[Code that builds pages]
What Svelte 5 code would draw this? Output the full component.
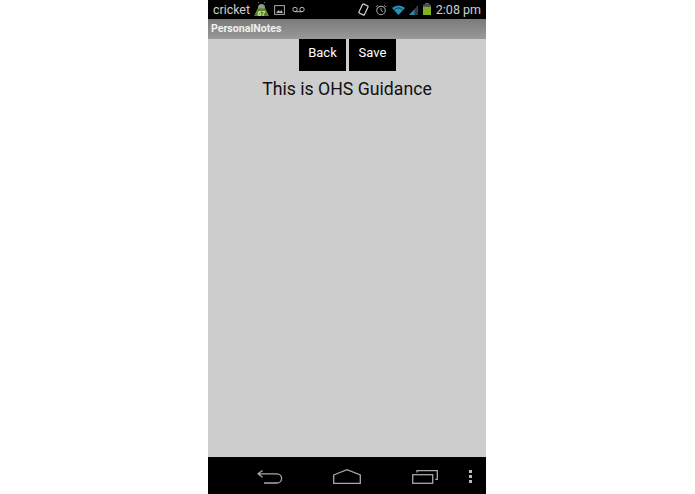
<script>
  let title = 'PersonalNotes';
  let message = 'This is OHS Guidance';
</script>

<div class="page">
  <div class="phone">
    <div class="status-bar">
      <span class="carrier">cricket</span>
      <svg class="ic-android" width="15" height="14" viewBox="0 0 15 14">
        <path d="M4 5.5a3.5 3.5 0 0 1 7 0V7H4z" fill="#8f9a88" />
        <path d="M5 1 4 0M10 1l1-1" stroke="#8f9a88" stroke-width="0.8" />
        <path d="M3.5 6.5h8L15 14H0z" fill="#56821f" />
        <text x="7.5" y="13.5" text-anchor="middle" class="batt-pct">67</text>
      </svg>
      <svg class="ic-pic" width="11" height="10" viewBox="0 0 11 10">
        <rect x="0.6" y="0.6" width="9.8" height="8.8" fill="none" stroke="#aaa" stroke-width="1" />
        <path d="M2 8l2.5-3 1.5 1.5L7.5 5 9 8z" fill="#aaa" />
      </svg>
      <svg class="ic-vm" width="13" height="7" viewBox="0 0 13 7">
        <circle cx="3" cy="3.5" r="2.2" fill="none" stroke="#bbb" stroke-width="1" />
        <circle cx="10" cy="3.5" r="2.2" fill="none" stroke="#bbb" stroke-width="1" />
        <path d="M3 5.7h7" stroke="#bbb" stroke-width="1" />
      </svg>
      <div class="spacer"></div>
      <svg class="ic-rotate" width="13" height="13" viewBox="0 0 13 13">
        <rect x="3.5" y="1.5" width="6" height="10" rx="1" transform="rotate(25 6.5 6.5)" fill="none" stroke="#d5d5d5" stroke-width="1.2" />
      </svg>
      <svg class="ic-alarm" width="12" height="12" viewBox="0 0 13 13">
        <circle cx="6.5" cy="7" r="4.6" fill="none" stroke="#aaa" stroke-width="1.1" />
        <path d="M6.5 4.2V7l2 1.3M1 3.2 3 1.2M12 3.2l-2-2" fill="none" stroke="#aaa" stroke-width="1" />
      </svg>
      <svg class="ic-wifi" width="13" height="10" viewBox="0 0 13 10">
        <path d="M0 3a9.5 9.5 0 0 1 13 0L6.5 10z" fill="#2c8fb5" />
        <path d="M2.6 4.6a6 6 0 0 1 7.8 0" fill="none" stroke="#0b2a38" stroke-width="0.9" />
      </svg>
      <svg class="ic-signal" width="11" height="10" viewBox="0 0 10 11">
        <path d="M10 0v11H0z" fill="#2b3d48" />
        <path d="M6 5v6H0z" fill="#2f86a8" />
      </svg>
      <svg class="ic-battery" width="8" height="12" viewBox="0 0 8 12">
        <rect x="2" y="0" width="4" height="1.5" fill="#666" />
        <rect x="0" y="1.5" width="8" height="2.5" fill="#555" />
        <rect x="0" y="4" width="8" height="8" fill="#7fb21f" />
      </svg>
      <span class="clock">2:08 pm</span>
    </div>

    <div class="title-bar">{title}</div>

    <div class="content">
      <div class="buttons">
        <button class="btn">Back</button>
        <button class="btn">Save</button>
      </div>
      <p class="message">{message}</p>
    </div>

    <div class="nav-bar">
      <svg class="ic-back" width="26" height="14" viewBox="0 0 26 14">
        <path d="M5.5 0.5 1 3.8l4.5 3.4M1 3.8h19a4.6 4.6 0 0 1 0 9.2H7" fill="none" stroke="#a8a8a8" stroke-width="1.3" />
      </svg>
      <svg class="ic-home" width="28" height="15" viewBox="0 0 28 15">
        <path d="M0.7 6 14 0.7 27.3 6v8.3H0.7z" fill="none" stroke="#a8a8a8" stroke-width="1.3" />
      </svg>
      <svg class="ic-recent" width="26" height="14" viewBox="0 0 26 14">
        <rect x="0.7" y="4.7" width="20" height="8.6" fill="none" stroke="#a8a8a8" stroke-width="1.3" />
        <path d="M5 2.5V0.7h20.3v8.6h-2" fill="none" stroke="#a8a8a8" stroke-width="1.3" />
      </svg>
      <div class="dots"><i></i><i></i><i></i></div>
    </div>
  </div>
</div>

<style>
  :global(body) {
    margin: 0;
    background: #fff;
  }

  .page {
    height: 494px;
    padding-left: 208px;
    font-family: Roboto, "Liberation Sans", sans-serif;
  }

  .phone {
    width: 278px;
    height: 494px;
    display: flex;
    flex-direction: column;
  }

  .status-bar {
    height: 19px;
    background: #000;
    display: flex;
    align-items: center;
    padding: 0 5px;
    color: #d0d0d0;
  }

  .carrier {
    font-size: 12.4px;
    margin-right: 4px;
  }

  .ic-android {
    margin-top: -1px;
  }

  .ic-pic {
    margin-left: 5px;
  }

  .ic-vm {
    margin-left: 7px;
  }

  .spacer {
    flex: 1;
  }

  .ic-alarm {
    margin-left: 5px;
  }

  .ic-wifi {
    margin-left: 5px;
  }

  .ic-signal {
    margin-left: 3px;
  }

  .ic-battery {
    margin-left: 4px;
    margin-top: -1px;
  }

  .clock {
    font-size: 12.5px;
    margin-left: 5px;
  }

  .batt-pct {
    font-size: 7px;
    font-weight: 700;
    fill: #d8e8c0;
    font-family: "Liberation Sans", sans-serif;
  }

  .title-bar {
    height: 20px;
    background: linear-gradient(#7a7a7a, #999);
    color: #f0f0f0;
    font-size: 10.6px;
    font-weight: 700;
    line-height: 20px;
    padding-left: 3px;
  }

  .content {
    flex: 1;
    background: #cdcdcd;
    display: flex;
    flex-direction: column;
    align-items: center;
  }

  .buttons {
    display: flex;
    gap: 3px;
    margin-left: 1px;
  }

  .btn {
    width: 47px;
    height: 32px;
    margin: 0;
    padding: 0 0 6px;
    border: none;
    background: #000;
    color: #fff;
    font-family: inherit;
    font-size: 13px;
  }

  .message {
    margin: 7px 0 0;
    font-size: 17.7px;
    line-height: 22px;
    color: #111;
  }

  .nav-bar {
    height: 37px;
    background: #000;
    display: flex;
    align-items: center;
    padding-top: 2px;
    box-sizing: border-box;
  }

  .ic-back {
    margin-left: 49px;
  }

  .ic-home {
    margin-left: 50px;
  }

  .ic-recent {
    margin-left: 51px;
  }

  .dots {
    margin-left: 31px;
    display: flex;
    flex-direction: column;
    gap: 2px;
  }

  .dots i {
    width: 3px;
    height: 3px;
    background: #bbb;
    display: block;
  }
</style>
==
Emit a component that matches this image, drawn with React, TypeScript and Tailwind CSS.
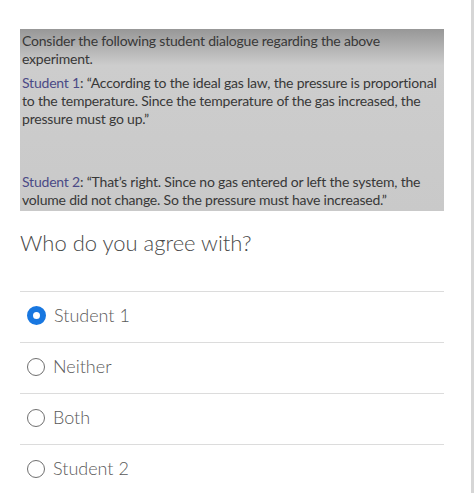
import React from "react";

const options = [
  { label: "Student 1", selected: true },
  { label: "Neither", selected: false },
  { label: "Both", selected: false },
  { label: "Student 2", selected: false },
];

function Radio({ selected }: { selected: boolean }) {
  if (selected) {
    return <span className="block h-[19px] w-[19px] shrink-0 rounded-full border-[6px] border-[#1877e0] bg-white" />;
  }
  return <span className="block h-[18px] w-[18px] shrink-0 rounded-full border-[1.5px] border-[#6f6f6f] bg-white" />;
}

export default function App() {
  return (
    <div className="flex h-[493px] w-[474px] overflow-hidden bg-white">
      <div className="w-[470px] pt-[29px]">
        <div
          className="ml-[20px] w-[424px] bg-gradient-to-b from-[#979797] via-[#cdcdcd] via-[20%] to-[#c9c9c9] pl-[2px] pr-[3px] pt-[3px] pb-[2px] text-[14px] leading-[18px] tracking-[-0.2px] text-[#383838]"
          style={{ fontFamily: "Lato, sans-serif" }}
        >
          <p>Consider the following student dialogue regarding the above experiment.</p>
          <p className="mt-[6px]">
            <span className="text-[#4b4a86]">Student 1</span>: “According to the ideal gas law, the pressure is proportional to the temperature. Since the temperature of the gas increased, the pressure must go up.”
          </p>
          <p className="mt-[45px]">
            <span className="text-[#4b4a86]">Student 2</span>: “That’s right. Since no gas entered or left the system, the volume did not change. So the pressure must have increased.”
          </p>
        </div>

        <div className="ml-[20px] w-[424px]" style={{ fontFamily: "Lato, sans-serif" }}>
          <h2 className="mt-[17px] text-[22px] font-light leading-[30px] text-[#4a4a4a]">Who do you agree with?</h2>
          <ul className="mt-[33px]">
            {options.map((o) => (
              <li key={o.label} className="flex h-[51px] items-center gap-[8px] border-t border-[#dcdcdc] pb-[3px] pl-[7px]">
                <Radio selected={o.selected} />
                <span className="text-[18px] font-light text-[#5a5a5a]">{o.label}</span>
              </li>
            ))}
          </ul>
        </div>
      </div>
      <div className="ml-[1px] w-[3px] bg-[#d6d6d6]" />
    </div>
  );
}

*Exercise brief*: Lines containing the word "full" must all be returned from the material above.

*Solution for this exercise*:
What Svelte 5 code would draw this? Output the full component.
    return <span className="block h-[19px] w-[19px] shrink-0 rounded-full border-[6px] border-[#1877e0] bg-white" />;
  return <span className="block h-[18px] w-[18px] shrink-0 rounded-full border-[1.5px] border-[#6f6f6f] bg-white" />;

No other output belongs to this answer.